Large-scale ocean-atmospheric processes and seasonal rainfall variability in South Australia: potential for improving seasonal hydroclimatic forecasts

Seasonal rainfall forecasts are an important tool for risk management across many sectors. However, significant challenges arise in the development of skilful and practically useful seasonal forecasts for regions where the temporal and spatial variability of rainfall is large and/or knowledge about what causes this variability is in its infancy. This is evident in the state of South Australia (SA), where seasonal rainfall currently has low predictive skill. The key climate processes have yet to be fully identified in SA and therefore may not be adequately represented in forecast models. The aim of this paper is to identify and quantify relationships between large-scale ocean-atmospheric processes and seasonal rainfall variability across SA. We identify two distinct climate zones: (1) the arid northern region, where rainfall is mostly influenced by climate processes stemming from the tropical Indian and/or Pacific Oceans and (2) southern SA, which is dominated by Southern Ocean processes. The average percent of variability of SA rainfall accounted for by any single large-scale climate process (i.e. linear regression using a single predictor) is 8% in summer, 19% in autumn, 33% in winter and 24% in spring.

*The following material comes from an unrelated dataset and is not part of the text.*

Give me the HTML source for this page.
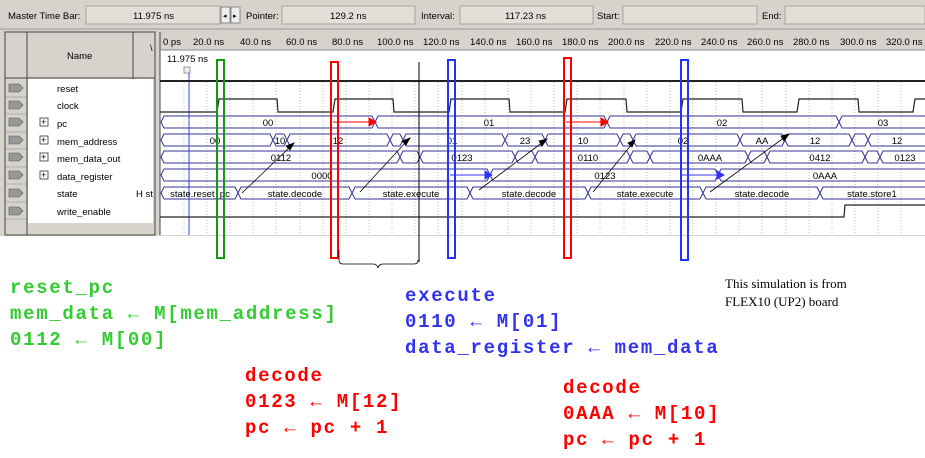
<!DOCTYPE html>
<html><head><meta charset="utf-8"><style>
body{margin:0;width:925px;height:458px;background:#fff;overflow:hidden;position:relative;font-family:"Liberation Sans",sans-serif}
.m{position:absolute;font-family:"Liberation Mono",monospace;font-weight:bold;font-size:19px;letter-spacing:1.7px;white-space:pre;line-height:26px}
</style></head><body>
<svg width="925" height="458" style="position:absolute;left:0;top:0" font-family="Liberation Sans, sans-serif">
<rect x="0" y="0" width="925" height="236" fill="#d6d3cc"/>
<!-- toolbar -->
<g font-size="9.5" fill="#000">
<text x="8" y="19">Master Time Bar:</text>
<rect x="86" y="6" width="134" height="18" fill="#e2dfd8" stroke="#a8a49c"/>
<text x="133" y="19">11.975 ns</text>
<rect x="221" y="7" width="9" height="16" fill="#eee" stroke="#888"/><rect x="231" y="7" width="9" height="16" fill="#eee" stroke="#888"/>
<text x="223" y="18" font-size="7">◂</text><text x="233" y="18" font-size="7">▸</text>
<text x="246" y="19">Pointer:</text>
<rect x="282" y="6" width="133" height="18" fill="#e2dfd8" stroke="#a8a49c"/>
<text x="330" y="19">129.2 ns</text>
<text x="421" y="19">Interval:</text>
<rect x="460" y="6" width="133" height="18" fill="#e2dfd8" stroke="#a8a49c"/>
<text x="505" y="19">117.23 ns</text>
<text x="597" y="19">Start:</text>
<rect x="623" y="6" width="134" height="18" fill="#e2dfd8" stroke="#a8a49c"/>
<text x="762" y="19">End:</text>
<rect x="785" y="6" width="140" height="18" fill="#e2dfd8" stroke="#a8a49c"/>
</g>
<line x1="0" y1="29" x2="925" y2="29" stroke="#999"/>
<!-- left panel -->
<rect x="5" y="32" width="150" height="203" fill="#d6d3cc" stroke="#444"/>
<rect x="28" y="79" width="105" height="144" fill="#fff"/>
<rect x="133" y="79" width="20" height="144" fill="#fff"/>
<line x1="27" y1="32" x2="27" y2="235" stroke="#444"/>
<line x1="133" y1="32" x2="133" y2="79" stroke="#444"/>
<line x1="5" y1="78" x2="155" y2="78" stroke="#444"/>
<text x="67" y="59" font-size="9.5">Name</text>
<text x="150" y="51" font-size="9">\</text>
<g font-size="9.5">
<text x="57" y="92">reset</text><text x="57" y="109">clock</text><text x="57" y="127">pc</text>
<text x="57" y="145">mem_address</text><text x="57" y="162">mem_data_out</text><text x="57" y="180">data_register</text>
<text x="57" y="197">state</text><text x="57" y="215">write_enable</text>
<text x="136" y="197">H st</text>
</g>
<g fill="#fff" stroke="#333" stroke-width="0.8">
<rect x="40" y="118" width="8" height="8"/><rect x="40" y="136" width="8" height="8"/><rect x="40" y="153" width="8" height="8"/><rect x="40" y="171" width="8" height="8"/>
</g>
<g font-size="9" fill="#000"><text x="41" y="125">+</text><text x="41" y="143">+</text><text x="41" y="160">+</text><text x="41" y="178">+</text></g>
<g fill="#999" stroke="#555" stroke-width="0.6">
<path d="M9 84h10l4 4-4 4H9z"/><path d="M9 101h10l4 4-4 4H9z"/><path d="M9 118h10l4 4-4 4H9z"/><path d="M9 136h10l4 4-4 4H9z"/><path d="M9 153h10l4 4-4 4H9z"/><path d="M9 171h10l4 4-4 4H9z"/><path d="M9 189h10l4 4-4 4H9z"/><path d="M9 207h10l4 4-4 4H9z"/>
</g>
<g stroke="#888" stroke-width="0.5"><line x1="5" y1="97" x2="27" y2="97"/><line x1="5" y1="114" x2="27" y2="114"/><line x1="5" y1="132" x2="27" y2="132"/><line x1="5" y1="149" x2="27" y2="149"/><line x1="5" y1="167" x2="27" y2="167"/><line x1="5" y1="184" x2="27" y2="184"/><line x1="5" y1="202" x2="27" y2="202"/><line x1="5" y1="219" x2="27" y2="219"/></g>
<!-- wave area -->
<rect x="160" y="32" width="765" height="203" fill="#fff"/>
<rect x="160" y="32" width="765" height="18" fill="#d6d3cc"/>
<line x1="160" y1="32" x2="160" y2="235" stroke="#444"/>
<line x1="160" y1="50" x2="925" y2="50" stroke="#888"/>
<g font-size="9.5">
<text x="163" y="45">0 ps</text><text x="193" y="45">20.0 ns</text><text x="240" y="45">40.0 ns</text><text x="286" y="45">60.0 ns</text><text x="332" y="45">80.0 ns</text><text x="377" y="45">100.0 ns</text><text x="423" y="45">120.0 ns</text><text x="470" y="45">140.0 ns</text><text x="516" y="45">160.0 ns</text><text x="562" y="45">180.0 ns</text><text x="608" y="45">200.0 ns</text><text x="655" y="45">220.0 ns</text><text x="701" y="45">240.0 ns</text><text x="747" y="45">260.0 ns</text><text x="793" y="45">280.0 ns</text><text x="840" y="45">300.0 ns</text><text x="886" y="45">320.0 ns</text>
<text x="167" y="62">11.975 ns</text>
</g>
<rect x="184" y="67" width="6" height="6" fill="#eee" stroke="#999"/>
<g stroke="#bbb" stroke-dasharray="1,2">
<line x1="184" y1="82" x2="184" y2="235"/><line x1="207" y1="82" x2="207" y2="235"/><line x1="230" y1="82" x2="230" y2="235"/><line x1="253" y1="82" x2="253" y2="235"/><line x1="276" y1="82" x2="276" y2="235"/><line x1="300" y1="82" x2="300" y2="235"/><line x1="323" y1="82" x2="323" y2="235"/><line x1="346" y1="82" x2="346" y2="235"/><line x1="369" y1="82" x2="369" y2="235"/><line x1="392" y1="82" x2="392" y2="235"/><line x1="415" y1="82" x2="415" y2="235"/><line x1="438" y1="82" x2="438" y2="235"/><line x1="462" y1="82" x2="462" y2="235"/><line x1="485" y1="82" x2="485" y2="235"/><line x1="508" y1="82" x2="508" y2="235"/><line x1="531" y1="82" x2="531" y2="235"/><line x1="554" y1="82" x2="554" y2="235"/><line x1="577" y1="82" x2="577" y2="235"/><line x1="600" y1="82" x2="600" y2="235"/><line x1="624" y1="82" x2="624" y2="235"/><line x1="647" y1="82" x2="647" y2="235"/><line x1="670" y1="82" x2="670" y2="235"/><line x1="693" y1="82" x2="693" y2="235"/><line x1="716" y1="82" x2="716" y2="235"/><line x1="739" y1="82" x2="739" y2="235"/><line x1="762" y1="82" x2="762" y2="235"/><line x1="786" y1="82" x2="786" y2="235"/><line x1="809" y1="82" x2="809" y2="235"/><line x1="832" y1="82" x2="832" y2="235"/><line x1="855" y1="82" x2="855" y2="235"/><line x1="878" y1="82" x2="878" y2="235"/><line x1="901" y1="82" x2="901" y2="235"/>
</g>
<line x1="189" y1="73" x2="189" y2="235" stroke="#3344ee"/>
<line x1="160" y1="81" x2="925" y2="81" stroke="#222" stroke-width="2"/>
<!-- clock -->
<polyline fill="none" stroke="#222" stroke-width="1.2" points="160,112 217,112 219,99 277,99 278,112 333,112 335,99 393,99 394,112 449,112 451,99 509,99 510,112 565,112 567,99 626,99 627,112 681,112 683,99 742,99 743,112 797,112 799,99 858,99 859,112 913,112 915,99 925,99"/>
<!-- write enable -->
<polyline fill="none" stroke="#222" stroke-width="1.2" points="160,217 844,217 845,205 925,205"/>
<!-- buses -->
<g fill="none" stroke="#333399" stroke-width="1">
<path d="M161 122l3-6h208l3 6-3 6H164zM375 122l3-6h226l3 6-3 6H378zM607 122l3-6h226l3 6-3 6H610zM839 122l3-6h83M839 122l3 6h83"/>
<path d="M161 140l3-6h106l3 6-3 6H164zM273 140l3-6h8l3 6-3 6h-8zM287 140l3-6h97l3 6-3 6h-97zM390 140l3-6h7l3 6-3 6h-7zM403 140l3-6h96l3 6-3 6h-96zM505 140l3-6h34l3 6-3 6h-34zM545 140l3-6h69l3 6-3 6h-69zM620 140l3-6h7l3 6-3 6h-7zM633 140l3-6h101l3 6-3 6H636zM740 140l3-6h39l3 6-3 6h-39zM785 140l3-6h61l3 6-3 6h-61zM852 140l3-6h10l3 6-3 6h-10zM868 140l3-6h54M868 140l3 6h54"/>
<path d="M161 157l3-6h233l3 6-3 6H164zM400 157l3-6h14l3 6-3 6h-14zM420 157l3-6h89l3 6-3 6h-89zM515 157l3-6h14l3 6-3 6h-14zM535 157l3-6h89l3 6-3 6h-89zM630 157l3-6h14l3 6-3 6h-14zM650 157l3-6h92l3 6-3 6h-92zM748 157l3-6h13l3 6-3 6h-13zM767 157l3-6h92l3 6-3 6h-92zM865 157l3-6h9l3 6-3 6h-9zM880 157l3-6h42M880 157l3 6h42"/>
<path d="M161 175l3-6h323l3 6-3 6H164zM490 175l3-6h222l3 6-3 6H493zM718 175l3-6h204M718 175l3 6h204"/>
<path d="M161 193l3-6h71l3 6-3 6h-71zM238 193l3-6h108l3 6-3 6H241zM352 193l3-6h112l3 6-3 6H355zM470 193l3-6h112l3 6-3 6H473zM588 193l3-6h109l3 6-3 6H591zM703 193l3-6h111l3 6-3 6H706zM820 193l3-6h102M820 193l3 6h102"/>
</g>
<g font-size="9.5" fill="#000" text-anchor="middle">
<text x="268" y="126">00</text><text x="489" y="126">01</text><text x="722" y="126">02</text><text x="883" y="126">03</text>
<text x="215" y="144">00</text><text x="280" y="144">10</text><text x="338" y="144">12</text><text x="452" y="144">01</text><text x="525" y="144">23</text><text x="583" y="144">10</text><text x="683" y="144">02</text><text x="762" y="144">AA</text><text x="815" y="144">12</text><text x="897" y="144">12</text>
<text x="281" y="161">0112</text><text x="462" y="161">0123</text><text x="588" y="161">0110</text><text x="710" y="161">0AAA</text><text x="820" y="161">0412</text><text x="905" y="161">0123</text>
<text x="322" y="179">0000</text><text x="605" y="179">0123</text><text x="825" y="179">0AAA</text>
<text x="200" y="197">state.reset_pc</text><text x="295" y="197">state.decode</text><text x="411" y="197">state.execute</text><text x="529" y="197">state.decode</text><text x="645" y="197">state.execute</text><text x="762" y="197">state.decode</text><text x="872" y="197">state.store1</text>
</g>
<!-- arrows -->
<g stroke="#ff0000" fill="#ff0000"><line x1="333" y1="122" x2="370" y2="122"/><path d="M376 122l-7-4v8z"/><line x1="566" y1="122" x2="602" y2="122"/><path d="M608 122l-7-4v8z"/></g>
<g stroke="#3333ff" fill="#3333ff"><line x1="450" y1="175" x2="485" y2="175"/><path d="M492 175l-7-4v8z"/><line x1="682" y1="175" x2="717" y2="175"/><path d="M724 175l-7-4v8z"/></g>
<g stroke="#000" fill="#000" stroke-width="0.8">
<line x1="242" y1="193" x2="290" y2="147"/><path d="M294 143l-8 3 4 4z"/>
<line x1="360" y1="192" x2="406" y2="142"/><path d="M410 138l-8 3 4 4z"/>
<line x1="479" y1="190" x2="543" y2="142"/><path d="M547 139l-8 2 3 5z"/>
<line x1="593" y1="192" x2="632" y2="144"/><path d="M635 140l-7 3 4 4z"/>
<line x1="710" y1="192" x2="785" y2="137"/><path d="M789 134l-8 2 3 5z"/>
</g>
<!-- markers -->
<g fill="none" stroke-width="2">
<rect x="217" y="60" width="7" height="198" stroke="#119911"/>
<rect x="331" y="62" width="7" height="196" stroke="#ff0000"/>
<rect x="448" y="60" width="7" height="198" stroke="#2233ff"/>
<rect x="564" y="58" width="7" height="200" stroke="#ff0000"/>
<rect x="681" y="60" width="7" height="200" stroke="#2233ff"/>
</g>
<line x1="419" y1="62" x2="419" y2="262" stroke="#000"/>
<path d="M339 250v10q0 4 4 4h30q4 0 5 4q1-4 5-4h31q4 0 4-4" fill="none" stroke="#000" stroke-width="0.8"/>
<text x="725" y="288" font-family="Liberation Serif, serif" font-size="13">This simulation is from</text>
<text x="725" y="306" font-family="Liberation Serif, serif" font-size="13">FLEX10 (UP2) board</text>
</svg>
<div class="m" style="left:10px;top:275px;color:#33cc33">reset_pc
mem_data ← M[mem_address]
0112 ← M[00]</div>
<div class="m" style="left:405px;top:283px;color:#3333ee">execute
0110 ← M[01]
data_register ← mem_data</div>
<div class="m" style="left:245px;top:363px;color:#ff0000">decode
0123 ← M[12]
pc ← pc + 1</div>
<div class="m" style="left:563px;top:375px;color:#ff0000">decode
0AAA ← M[10]
pc ← pc + 1</div>
</body></html>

However, when two or more processes are considered in combination (through multiple linear regression), this rises to 13, 26, 46, and 33%, respectively, highlighting the importance of capturing the interaction among multiple climate processes. Importantly, the findings from this study provide a set of metrics against which existing statistical and dynamical forecasting schemes can be tested and highlight processes that should be focused on in order to improve (or develop new) forecasting schemes. The study also recommends the need for further investigations into non-linear relationships between rainfall and large-scale ocean-atmospheric processes and the development of more objective methods for determining which climate process, or combination of processes, are most important for a certain season or location.